Indian Prime Minister Narendra Modi
Indian Prime Minister Narendra Modi has to realize that the world, and India, are going through major changes. Photo: AFP

During the ongoing national election in India, there is a perception widely held across the country that the present prime minister, Narendra Modi, is busy trying to spin success from all his epic failures. Perhaps the greatest danger to Modi’s political future is the cost of these negative perceptions to his brand, created by himself.

Modi was elected in 2014, in part, by giving his supporters an impression that he stands for good governance and economic development .This was, in fact, the image carefully cultivated by him through media (mostly funded by his Bharatiya Janata Party), while Modi himself claimed to be a person of integrity. These claims can now be believed only by the ideologically addled.
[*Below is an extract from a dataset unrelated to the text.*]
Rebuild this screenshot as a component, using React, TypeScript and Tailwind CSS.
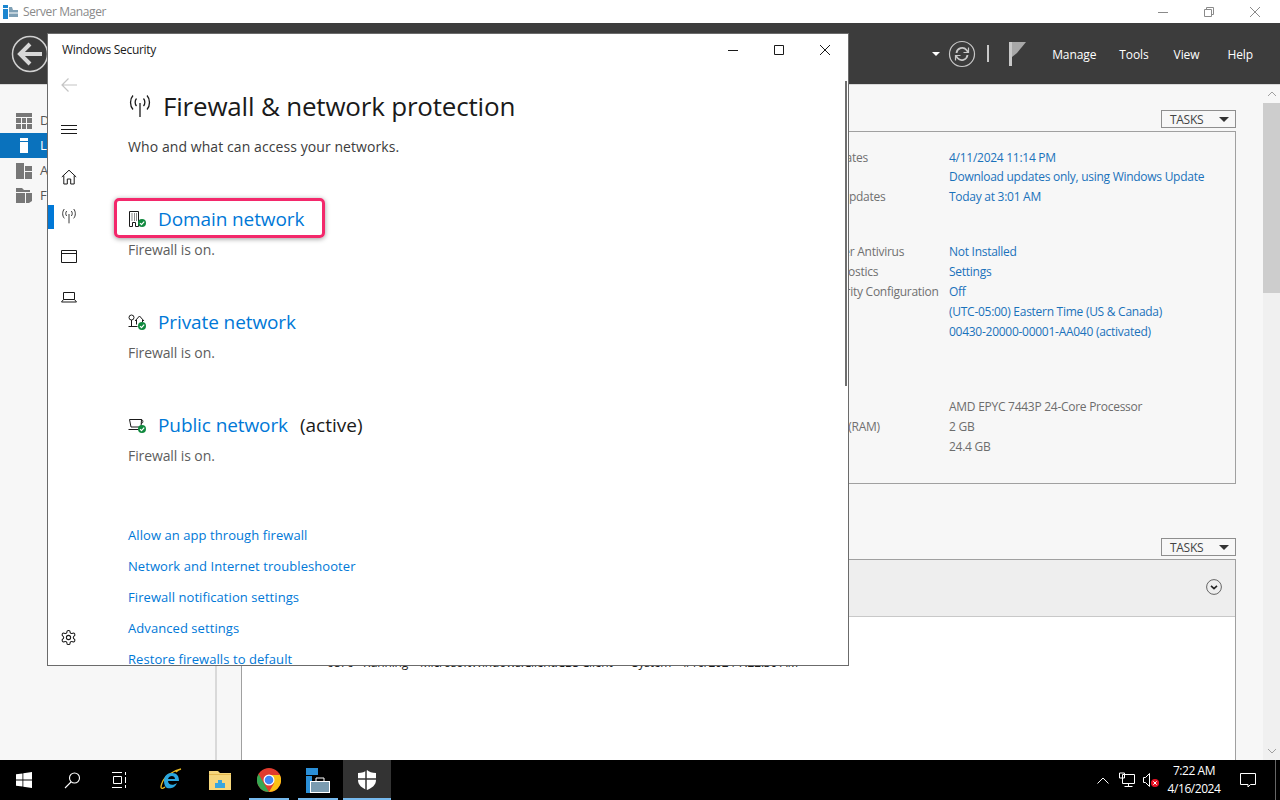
const SEGOE = "font-['Open_Sans','Noto_Sans',sans-serif]";

function Check({ x = 9, y = 9 }: { x?: number; y?: number }) {
  return (
    <g transform={`translate(${x} ${y})`}>
      <circle cx="4" cy="4" r="4" fill="#10893e" stroke="none" />
      <path d="M2 4.200 3.500 5.700 6.200 2.600" fill="none" stroke="#fff" strokeWidth="1.200" />
    </g>
  );
}

function DomainIcon() {
  return (
    <svg width="18" height="18" viewBox="0 0 18 18" fill="none" stroke="#1a1a1a" strokeWidth="1">
      <path d="M1.500 16.500V1.500h9v15H7.500v-4h-3v4z" />
      <path d="M3.500 4h1M6 4h1M8 4h1M3.500 6h1M6 6h1M8 6h1M3.500 8h1M6 8h1M8 8h1M3.500 10h1M6 10h1M8 10h1" strokeWidth="1.200" />
      <Check x={10} y={9} />
    </svg>
  );
}

function PrivateIcon() {
  return (
    <svg width="18" height="18" viewBox="0 0 18 18" fill="none" stroke="#1a1a1a" strokeWidth="1">
      <circle cx="3.500" cy="4.500" r="2.500" />
      <path d="M3.500 7v6M.5 13.500h9M7 8l4.500-5L16 8M8.500 7v4.500M14.500 7v2" />
      <Check x={10} y={9} />
    </svg>
  );
}

function PublicIcon() {
  return (
    <svg width="18" height="18" viewBox="0 0 18 18" fill="none" stroke="#1a1a1a" strokeWidth="1">
      <path d="M1.500 3.500h12l-.5 7.500H3z" />
      <path d="M.5 13.500h10" />
      <path d="M13 3.500c2.500 0 2.500 4 0 4" />
      <Check x={10} y={9} />
    </svg>
  );
}

function Antenna({ size = 24 }: { size?: number }) {
  return (
    <svg width={size} height={size} viewBox="0 0 24 24" fill="none" stroke="#1a1a1a" strokeWidth="1.300">
      <path d="M12 9v14" />
      <path d="M8.500 4.500c-1.800 2-1.800 5.500 0 7.500M15.500 4.500c1.800 2 1.800 5.500 0 7.500" />
      <path d="M5 1.500c-3.300 3.500-3.300 10.500 0 14M19 1.500c3.300 3.500 3.300 10.500 0 14" />
    </svg>
  );
}

function Gear() {
  return (
    <svg width="17" height="17" viewBox="0 0 24 24" fill="none" stroke="#1a1a1a" strokeWidth="1.500">
      <path d="M12.220 2h-.44a2 2 0 0 0-2 2v.18a2 2 0 0 1-1 1.730l-.43.25a2 2 0 0 1-2 0l-.15-.08a2 2 0 0 0-2.730.730l-.22.380a2 2 0 0 0 .730 2.730l.15.100a2 2 0 0 1 1 1.720v.510a2 2 0 0 1-1 1.740l-.15.090a2 2 0 0 0-.730 2.730l.22.380a2 2 0 0 0 2.730.730l.15-.08a2 2 0 0 1 2 0l.43.250a2 2 0 0 1 1 1.730V20a2 2 0 0 0 2 2h.44a2 2 0 0 0 2-2v-.18a2 2 0 0 1 1-1.730l.43-.25a2 2 0 0 1 2 0l.15.080a2 2 0 0 0 2.730-.730l.22-.390a2 2 0 0 0-.730-2.730l-.15-.08a2 2 0 0 1-1-1.740v-.500a2 2 0 0 1 1-1.740l.15-.090a2 2 0 0 0 .730-2.730l-.22-.380a2 2 0 0 0-2.730-.730l-.15.080a2 2 0 0 1-2 0l-.43-.250a2 2 0 0 1-1-1.730V4a2 2 0 0 0-2-2z" />
      <circle cx="12" cy="12" r="3" />
    </svg>
  );
}

function NetworkRow({ icon, name, active, mt }: { icon: React.ReactNode; name: string; active?: boolean; mt: string }) {
  return (
    <div className={mt}>
      <div className="flex h-[28px] items-center">
        <span className="flex w-[30px] shrink-0">{icon}</span>
        <span className="text-[19px] leading-[28px] tracking-[-0.1px] text-[#0078d7]">{name}</span>
        {active && <span className="ml-[12px] text-[19px] leading-[28px] text-[#1a1a1a]">(active)</span>}
      </div>
      <div className="mt-[7px] text-[14px] leading-[20px] tracking-[-0.1px] text-[#5d5d5d]">Firewall is on.</div>
    </div>
  );
}

function WindowsSecurity() {
  return (
    <div className="absolute left-[47px] top-[33px] flex h-[633px] w-[802px] flex-col overflow-hidden border border-[#6b6b6b] bg-white">
      <div className="flex h-[31px] shrink-0 items-center justify-between pl-[14px]">
        <span className="text-[12px] tracking-[-0.3px] text-[#1a1a1a]">Windows Security</span>
        <div className="flex items-center">
          <span className="flex w-[46px] justify-center">
            <svg width="12" height="12" fill="none" stroke="#1a1a1a"><path d="M1 6.500h10" /></svg>
          </span>
          <span className="flex w-[46px] justify-center">
            <svg width="12" height="12" fill="none" stroke="#1a1a1a"><path d="M1.500 1.500h9v9h-9z" /></svg>
          </span>
          <span className="flex w-[46px] justify-center">
            <svg width="12" height="12" fill="none" stroke="#1a1a1a"><path d="m1 1 10 10M11 1 1 11" /></svg>
          </span>
        </div>
      </div>
      <div className="flex min-h-0 flex-1">
        <div className="flex w-[41px] shrink-0 flex-col">
          <div className="flex h-[40px] items-center justify-center">
            <svg width="18" height="16" fill="none" stroke="#c4c4c4" strokeWidth="1.200"><path d="M17 8H2M8.500 1.500 2 8l6.500 6.500" /></svg>
          </div>
          <div className="flex h-[48px] items-center justify-center">
            <svg width="16" height="11" fill="none" stroke="#1a1a1a"><path d="M0 1.500h16M0 5.500h16M0 9.500h16" /></svg>
          </div>
          <div className="flex h-[48px] items-center justify-center">
            <svg width="16" height="16" viewBox="0 0 16 16" fill="none" stroke="#1a1a1a"><path d="M.8 8 8 1.200 15.200 8M2.800 6.500v8.500h3.500v-5h3.400v5h3.500V6.500" /></svg>
          </div>
          <div className="relative flex h-[30px] items-center justify-center">
            <span className="absolute left-0 top-[4px] h-[24px] w-[6px] bg-[#0078d7]" />
            <Antenna size={16} />
          </div>
          <div className="mt-[5px] flex h-[40px] items-center justify-center">
            <svg width="16" height="14" fill="none" stroke="#1a1a1a"><path d="M.5 1.500h15v12H.5zM.5 4.500h15" /></svg>
          </div>
          <div className="mt-[1px] flex h-[40px] items-center justify-center">
            <svg width="16" height="12" fill="none" stroke="#1a1a1a"><path d="M2.500 1.500h11v7h-11zM2.500 8.500l-2 2.500h15l-2-2.500" /></svg>
          </div>
          <div className="mt-auto mb-[19px] flex items-center justify-center"><Gear /></div>
        </div>
        <div className="relative min-w-0 flex-1 pl-[39px]">
          <div className="mt-[18px] flex h-[44px] items-center pt-[2px]">
            <span className="mr-[11px] flex"><Antenna size={24} /></span>
            <span className="text-[26px] leading-[36px] tracking-[-0.2px] text-[#1a1a1a]">Firewall &amp; network protection</span>
          </div>
          <div className="mt-[10px] text-[14px] leading-[20px] tracking-[0.08px] text-[#3c3c3c]">Who and what can access your networks.</div>
          <NetworkRow mt="mt-[48px]" icon={<DomainIcon />} name="Domain network" />
          <NetworkRow mt="mt-[48px]" icon={<PrivateIcon />} name="Private network" />
          <NetworkRow mt="mt-[48px]" icon={<PublicIcon />} name="Public network" active />
          <div className="mt-[59px] flex flex-col gap-[11px] text-[13px] leading-[20px] tracking-[0.07px] text-[#0078d7]">
            <span>Allow an app through firewall</span>
            <span>Network and Internet troubleshooter</span>
            <span>Firewall notification settings</span>
            <span>Advanced settings</span>
            <span>Restore firewalls to default</span>
          </div>
          <div className="absolute right-[1px] top-[16px] h-[305px] w-[2px] bg-[#6e6e6e]" />
        </div>
      </div>
      <div className="absolute left-[66px] top-[164px] h-[40px] w-[211px] rounded-[5px] border-[3px] border-[#f3286b] shadow-[0_1px_5px_rgba(0,0,0,0.4)]" />
    </div>
  );
}

function Tasks() {
  return (
    <div className="flex h-[18px] w-[75px] items-center border border-[#8e8e8e] pl-[8px] pt-[1px] text-[12px] text-[#444]">
      <span className="tracking-[-0.3px]">TASKS</span>
      <span className="ml-auto mr-[6px] h-0 w-0 border-x-[5px] border-t-[5px] border-x-transparent border-t-[#333]" />
    </div>
  );
}

function PropRow({ label, value, blue = true, mt = "" }: { label?: string; value: string; blue?: boolean; mt?: string }) {
  return (
    <div className={`flex h-[20px] items-center text-[12px] tracking-[-0.27px] ${mt}`}>
      <span className="-ml-[3px] w-[197px] shrink-0 whitespace-nowrap text-[#707070]">{label}</span>
      <span className={`whitespace-nowrap ${blue ? "text-[#1a72bb]" : "text-[#6d6d6d]"}`}>{value}</span>
    </div>
  );
}

function SideItem({ label, active, icon }: { label: string; active?: boolean; icon: React.ReactNode }) {
  return (
    <div className={`flex h-[25px] items-center gap-[8px] pl-[16px] text-[13px] ${active ? "bg-[#0a72bd] text-white" : "text-[#555]"}`}>
      <span className="flex w-[16px] justify-center">{icon}</span>
      <span className="whitespace-nowrap">{label}</span>
    </div>
  );
}

function TaskButton({ running, active, className = "", children }: { running?: boolean; active?: boolean; className?: string; children: React.ReactNode }) {
  return (
    <span className={`relative flex h-full w-[48px] shrink-0 items-center justify-center ${active ? "bg-[#333333]" : ""} ${className}`}>
      {children}
      {running && <span className={`absolute bottom-0 h-[2px] bg-[#76b9ed] ${active ? "inset-x-0" : "inset-x-[4px]"}`} />}
    </span>
  );
}

export default function App() {
  return (
    <div className={`relative flex h-[800px] w-[1280px] flex-col overflow-hidden bg-[#f7f7f7] ${SEGOE}`}>
      <div className="flex h-[23px] shrink-0 items-center bg-white pl-[3px]">
        <svg width="15" height="15" viewBox="0 0 15 15">
          <path d="M0 1h5v3H0zM0 5h5v10H0z" fill="#1c86d0" />
          <path d="M6 6V3h3l1 3h5v7H6z" fill="#7fa0b5" />
          <path d="M6 9h9" stroke="#fff" />
        </svg>
        <span className="ml-[5px] text-[12px] tracking-[-0.4px] text-[#8a8a8a]">Server Manager</span>
        <div className="ml-auto flex items-center pr-[2px]">
          <span className="flex w-[46px] justify-center"><svg width="12" height="12" fill="none" stroke="#8a8a8a"><path d="M1 6.500h10" /></svg></span>
          <span className="flex w-[46px] justify-center"><svg width="12" height="12" fill="none" stroke="#8a8a8a"><path d="M1.500 3.500h7v7h-7zM3.500 3.500v-2h7v7h-2" /></svg></span>
          <span className="flex w-[46px] justify-center"><svg width="12" height="12" fill="none" stroke="#8a8a8a"><path d="m1 1 10 10M11 1 1 11" /></svg></span>
        </div>
      </div>

      <div className="flex h-[62px] shrink-0 items-center border-b border-[#d8d8d8] bg-[#3c3c3c] pl-[11px] text-white">
        <svg width="38" height="38" viewBox="0 0 38 38" fill="none">
          <circle cx="19" cy="19" r="17.500" stroke="#d0d0d0" strokeWidth="1.500" />
          <path d="M31 19H10M19 9 9 19l10 10" stroke="#d8d8d8" strokeWidth="4" />
        </svg>
        <div className="ml-auto flex items-center">
          <span className="h-0 w-0 border-x-[4px] border-t-[4px] border-x-transparent border-t-white" />
          <svg className="ml-[8px]" width="28" height="28" viewBox="0 0 28 28" fill="none" stroke="#c8c8c8">
            <circle cx="14" cy="14" r="12.500" strokeWidth="1.200" />
            <path d="M8.500 13a5.700 5.700 0 0 1 10-3l1.500 2M19.500 15a5.700 5.700 0 0 1-10 3l-1.500-2" strokeWidth="1.800" />
            <path d="M20.500 7.500v5h-5M7.500 20.500v-5h5" strokeWidth="1.200" />
          </svg>
          <span className="ml-[11px] h-[17px] w-[2px] bg-[#c8c8c8]" />
          <svg className="ml-[18px]" width="20" height="26" viewBox="0 0 20 26">
            <path d="M2 1h3v24H2z" fill="#c8c8c8" />
            <path d="M5 1h14l-9 11-5 4z" fill="#a8a8a8" />
          </svg>
          <div className="ml-[25px] flex items-center pr-[27px] pt-[2px] text-[12px] tracking-[-0.1px] text-white">
            <span>Manage</span><span className="ml-[23px]">Tools</span><span className="ml-[25px]">View</span><span className="ml-[28px]">Help</span>
          </div>
        </div>
      </div>

      <div className="flex min-h-0 flex-1">
        <div className="w-[217px] shrink-0 border-r-2 border-[#d9d9d9] pt-[23px]">
          <SideItem label="Dashboard" icon={<svg width="16" height="16" fill="#777"><path d="M0 0h16v4H0zM0 5h5v5H0zM6 5h4v5H6zM11 5h5v5h-5zM0 11h5v5H0zM6 11h4v5H6zM11 11h5v5h-5z" /></svg>} />
          <SideItem label="Local Server" active icon={<svg width="8" height="15" fill="#fff"><path d="M0 0h8v3H0zM0 4h8v11H0z" /></svg>} />
          <SideItem label="All Servers" icon={<svg width="16" height="16" fill="#777"><path d="M0 0h8v16H0zM9 3h7v5H9zM9 9h7v7H9z" /></svg>} />
          <SideItem label="File and Storage Services" icon={<svg width="16" height="15" fill="#777"><path d="M0 0h6l2 2h6v2H0zM0 5h9v10H0zM10 5h6v8l-3 2h-3z" /></svg>} />
        </div>

        <div className="flex min-w-0 flex-1 flex-col pl-[24px] pr-[27px] pt-[25px]">
          <div className="flex justify-end"><Tasks /></div>
          <div className="mt-[3px] h-[353px] shrink-0 overflow-hidden border border-[#a0a0a0] pl-[513px] pt-[16px]">
            <PropRow label="Last installed updates" value="4/11/2024 11:14 PM" />
            <PropRow label="" value="Download updates only, using Windows Update" mt="-mt-[1px]" />
            <PropRow label="Last checked for updates" value="Today at 3:01 AM" />
            <PropRow label="Windows Defender Antivirus" value="Not Installed" mt="mt-[35px]" />
            <PropRow label="Feedback & Diagnostics" value="Settings" />
            <PropRow label="IE Enhanced Security Configuration" value="Off" />
            <PropRow label="Time zone" value="(UTC-05:00) Eastern Time (US & Canada)" />
            <PropRow label="Product ID" value="00430-20000-00001-AA040 (activated)" />
            <PropRow label="Processors" value="AMD EPYC 7443P 24-Core Processor" blue={false} mt="mt-[55px]" />
            <PropRow label="Installed memory (RAM)" value="2 GB" blue={false} />
            <PropRow label="Total disk space" value="24.4 GB" blue={false} />
          </div>
          <div className="mt-[54px] flex justify-end"><Tasks /></div>
          <div className="mt-[3px] flex min-h-0 flex-1 flex-col border-x border-t border-[#a0a0a0]">
            <div className="flex h-[57px] shrink-0 items-center justify-end border-b border-[#c8c8c8] bg-[#eeeeee] pb-[2px] pr-[13px]">
              <svg width="16" height="16" fill="none"><circle cx="8" cy="8" r="7.400" stroke="#555" strokeWidth="0.900" /><path d="m5 6.800 3 2.800 3-2.800" stroke="#222" strokeWidth="1.600" /></svg>
            </div>
            <div className="flex flex-1 items-start bg-white pl-[85px] pt-[38px] text-[12px] leading-[16px] tracking-[-0.2px] whitespace-nowrap text-[#1a1a1a]">
              <span className="w-[36px]">6876</span>
              <span className="w-[57px]">Running</span>
              <span className="w-[212px]">MicrosoftWindows.Client.CBS Client</span>
              <span className="w-[48px]">System</span>
              <span>4/16/2024 7:22:30 AM</span>
            </div>
          </div>
        </div>

        <div className="flex w-[17px] shrink-0 flex-col items-center bg-[#f0f0f0]">
          <div className="flex h-[18px] w-full items-center justify-center bg-[#f7f7f7]">
            <svg width="10" height="6" fill="none" stroke="#a0a0a0"><path d="m1 5 4-4 4 4" /></svg>
          </div>
          <div className="h-[190px] w-full bg-[#cdcdcd]" />
          <div className="mt-auto flex h-[18px] w-full items-center justify-center">
            <svg width="10" height="6" fill="none" stroke="#a0a0a0"><path d="m1 1 4 4 4-4" /></svg>
          </div>
        </div>
      </div>

      <div className="flex h-[40px] shrink-0 items-center bg-black text-white">
        <TaskButton>
          <svg width="16" height="16" viewBox="0 0 16 16" fill="#fff"><path d="m0 2.300 6.500-.9v6.200H0zM7.300 1.300 16 0v7.600H7.300zM0 8.400h6.500v6.200L0 13.700zM7.300 8.400H16V16l-8.700-1.200z" /></svg>
        </TaskButton>
        <TaskButton>
          <svg width="17" height="17" fill="none" stroke="#fff" strokeWidth="1.100"><circle cx="10.500" cy="6" r="5" /><path d="M7 10 1 16" /></svg>
        </TaskButton>
        <TaskButton>
          <svg width="16" height="16" fill="none" stroke="#fff"><path d="M0 .5h10M0 15.500h10M1.500 4.500h8v7h-8zM13.500 0v3M13.500 5v6M13.500 13v3" /></svg>
        </TaskButton>
        <TaskButton className="ml-[3px]">
          <svg width="24" height="24" viewBox="0 0 24 24" fill="none">
            <path d="M6 19C2 22 1 20 3 15 5 9 13 3 22 1c-3 1-4 2-5 3" stroke="#e8b923" strokeWidth="1.300" />
            <path d="M5 13c0-5 3-8 8-8s7 3 7 8H9c0 4 5 5 9 2-2 5-7 6-10 5-2-1-3-4-3-7zm4-2h7c0-4-6-4-7 0z" fill="#2aa6de" />
          </svg>
        </TaskButton>
        <TaskButton className="ml-[1px]">
          <svg width="22" height="20" viewBox="0 0 22 20">
            <path d="M0 1h9l2 2h11v17H0z" fill="#f6d77c" />
            <path d="M0 4h22v1H0z" fill="#e5b94f" />
            <path d="M6 18v-5h3v-3h4v3h3v5z" fill="#35a6e0" />
          </svg>
        </TaskButton>
        <TaskButton running className="ml-[1px]">
          <svg width="24" height="24" viewBox="0 0 24 24">
            <circle cx="12" cy="12" r="12" fill="#e13b2e" />
            <path d="M12 24A12 12 0 0 1 1.600 6L7 15.500 12 24z" fill="#36a852" />
            <path d="M22.400 6A12 12 0 0 1 12 24l5-8.500L12 7h10.400z" fill="#fbc116" />
            <circle cx="12" cy="12" r="5.500" fill="#fff" />
            <circle cx="12" cy="12" r="4.300" fill="#4285f4" />
          </svg>
        </TaskButton>
        <TaskButton running className="ml-[1px]">
          <svg width="24" height="25" viewBox="0 0 24 25">
            <path d="M0 0h12v7H0zM0 8h6v17H0z" fill="#2a8fd8" />
            <path d="M4 13h20v12H4z" fill="#fff" />
            <path d="M5 14h18v10H5z" fill="#7a9bb0" />
            <path d="M10 13v-3h8v3" fill="none" stroke="#fff" />
          </svg>
        </TaskButton>
        <TaskButton running active className="ml-[1px]">
          <svg width="18" height="20" viewBox="0 0 18 20">
            <path d="M9 0c2 2 5 3 9 3v7c0 5-4 8-9 10-5-2-9-5-9-10V3c4 0 7-1 9-3z" fill="#fff" />
            <path d="M8 0v20M0 9h18" stroke="#333" strokeWidth="1.500" />
          </svg>
        </TaskButton>

        <div className="ml-auto flex h-full items-center">
          <svg width="12" height="7" fill="none" stroke="#fff"><path d="m.5 6.500 5.500-5.500 5.500 5.500" /></svg>
          <svg className="ml-[10px]" width="16" height="16" fill="none" stroke="#fff"><path d="M3.500 2.500h12v9h-12zM.5 1v5h5V1zM9.500 11.500v3M5.500 14.500h8" /></svg>
          <svg className="ml-[8px]" width="18" height="16" fill="none" stroke="#fff">
            <path d="M.5 5.500h2l4-4v13l-4-4h-2z" />
            <circle cx="12" cy="11" r="4" fill="#e81123" stroke="none" />
            <path d="m10.300 9.300 3.400 3.400M13.700 9.300l-3.400 3.400" strokeWidth="1" />
          </svg>
          <div className="ml-[2px] flex w-[62px] flex-col items-center text-[12px] leading-[18px] tracking-[-0.45px]">
            <span>7:22 AM</span>
            <span>4/16/2024</span>
          </div>
          <span className="mr-[4px] flex w-[46px] justify-center">
            <svg width="16" height="16" fill="none" stroke="#fff"><path d="M.5 1.500h15v11h-5l-2.500 2.500v-2.500H.5z" /></svg>
          </span>
          <span className="h-full w-[5px] border-l border-[#666]" />
        </div>
      </div>

      <WindowsSecurity />
    </div>
  );
}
According to India’s opposition leaders, Modi’s party is exploiting voters through false emotional-nationalism propaganda, continuously promoting a psychosis among voters that there is a danger to citizens’ survival from across the border and also provoking citizens through a wrong notion that Hinduism is in danger from insiders (mostly critics of himself).

That Modi has ended up in abject humiliation was perhaps fated by biology: You can angrily hold your breath for only so long. Amit Shah, the national president of the prime minister’s political party the BJP, recently told an election meeting, “We will remove every single infiltrator from the country, except Hindu, Buddhists and Sikhs.” Political analysts are linking such desperation to the BJP’s poor performance in the last two phases of voting in the country.

The key question is, why are people not taking Modi seriously as a statesman? People have found that Modi has a great talent for weeding out the talented and responsible. There are a large number of instances of Modi taking a fluctuating stand on several conflicting policy views on the same topic – be it demonetization, welfare schemes, the goods and services tax (GST), Kashmir policy, Indo-Pakistani relations, “Make in India,” job creation, the Smart City program, the Rafale deal, the list goes on – in a matter of days. Voters have often found that the prime minister has no clear goals, and lacks attention span, and is consistently ignorant of details, facts and data.

A few sections of those who voted Modi into power in 2014 may be impressed by his destruction of norms or enthused by his promotion of exclusion on religious lines. They may want a prime minister who speaks his mind, even when it is hateful gibberish (Modi in a recent election rally said, “Congress insulted Hindus. People have decided to punish them in this ongoing national election … hence, they are now scared of fielding candidates from constituencies dominated by the majority [Hindu] population”). They may want a prime minister who is an institutional arsonist, even if the result is mere destruction.

But no one can reasonably claim to believe in Modi’s brand as it was sold in 2014. People have plumbed the shallows of his boasts, and they have been refuted as lies. And whatever else the prime minister may be, he has proved that he is not capable of leading an aspirational, inclusive and secular India.

Indian voters are looking for authenticity, credibility, and viability in their leader. As people watch the present prime minister, they are now inevitably asking, does this person have the gravitas to withstand the pressure that comes with leading this secular and liberal country?

India’s independent voters are more desperate to win than ever before. They’ll be willing to support a candidate who doesn’t agree with them on every issue – just so long as that candidate is capable of evicting Modi from the Prime Minister’s Office.

The present prime minister’s unpopularity is reflected in the undercurrent of dissatisfaction of voters who are not convinced on what this government has done to address unemployment crisis, agriculture-sector distress and infrastructure development. Many analysts believe that looking at Modi’s poor performance as prime minister, he will be an underdog in the ongoing national election.

At least 85 million new voters are likely to participate in this election. With unemployment at a 45-year high, these new voters, many of them younger job-seeking graduates, will make Modi’s re-election all the more difficult. So, on May 23 (vote-counting day), there is a widespread expectation that these new young voters will make sure to gift India a new prime minister.

Sachi Satapathy is an international development practitioner who has worked on large-scale projects. His interests are in public policy, poverty alleviation and public-private partnerships for development in middle-income and developing countries.